Wang Yong likes his beer, but he also likes to know what he's drinking.
So when he found strange black things floating a bottle of Guangming beer, made by Australian brewing giant Foster's, he wanted to return the two cases he had bought and get his money back.
But Foster's said they would only replace the defective bottle of beer with a new one, and would not return his money for the rest.
Not one to take defeat lying down, the irate Wang took an increasingly popular route for disgruntled consumers in eastern China -- he enlisted the help of the Shanghai Wave Complaints Hotline radio show.
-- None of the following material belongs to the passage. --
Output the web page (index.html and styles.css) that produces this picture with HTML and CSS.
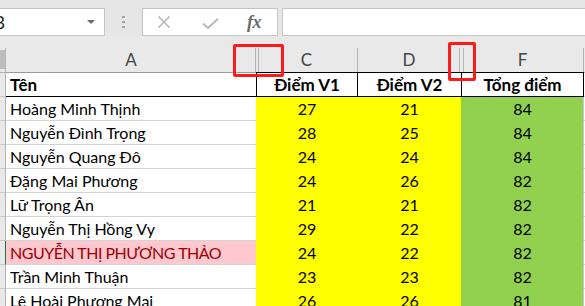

The live program, which runs for an hour every weekday morning on China Eastern Radio, is one of the city's most popular radio shows, dishing out a tasty mix of angry customers, fraudulent shop owners and happy endings.
Complaints Hotline host Qu Cheng, a law graduate, said the media played a large role in helping Chinese customers become aware of their rights as well as mediating in disputes between disgruntled consumers and those peddling faulty goods and shoddy services.
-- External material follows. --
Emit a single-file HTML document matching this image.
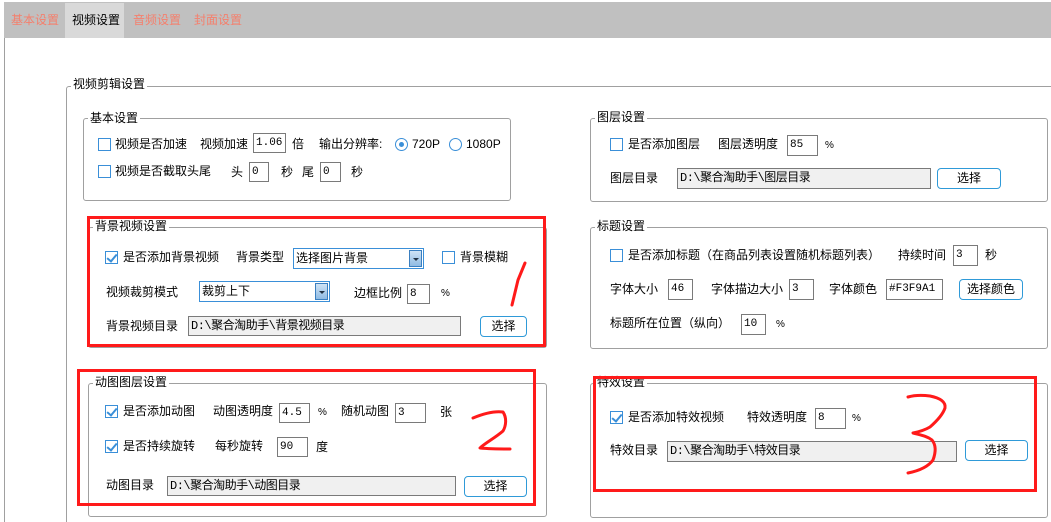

China's economy has been picking up steam in the last 12 months and the country's consumers, who are driving the engines of domestic growth, are increasingly unwilling to settle for second best.
Many are taking to the law to wrest the best service possible from vendors across the country, and working with the media and the Chinese Consumers' Association to back them up.
So, live on air last week, Qu rang the Foster's sales office to take up Wang's complaint before an audience of around 15 million listeners. Qu told a Foster's sales assistant, who identified herself as Miss Liu, that under China's consumer law customers were entitled to a full refund if they believed goods were defective and they could prove why they had lost confidence in a product.
Thus the brewing firm should give Wang Yong a full refund as well as some free beer as a goodwill gesture, Qu advised on air.
The sales assistant, placed on the spot, promised she would come up with a solution to satisfy the disgruntled Wang, and the story ended happily.
"We give lots of judgments, which are not legally binding, but most people are happy to accept them," Qu said.
His show, which reaches listeners in Shanghai and the neighboring provinces of Zhejiang and Jiangsu, has been on air for nine years, and in that period people have become more aware of their rights and more willing to fight for them, the host said.
In fact, the country famed for shoddy toys, shoes and knick-knacks made for export has some of the most "revolutionary and remarkable" consumer legislation in the world, said Professor Ling Bing of City University in Hong Kong.
The Consumer Protection Law of 1994 decrees that firms which knowingly sell faulty goods must compensate the consumer twice the value of the original product.
"If the shop sells shoddy products ... It's up to the shop to show they are not fraudulent," Ling said.
There are more than 90,000 consumer associations throughout China with around 10,000 full-time staff working to protect individual customer rights.
Wang Qianhu, director of the Appeals Department at the Association's Beijing headquarters, said consumer protection had gained ground rapidly in the seven years since the protection law was passed.
Even in rural areas, where lack of money, poor education, transport difficulties or a weak grasp of legal rights made it hard to protect customers, matters were improving.
"In rural areas we have tried to get help from local governments and village associations to disseminate the idea of people's rights and ability to protect themselves in recent years," Wang said.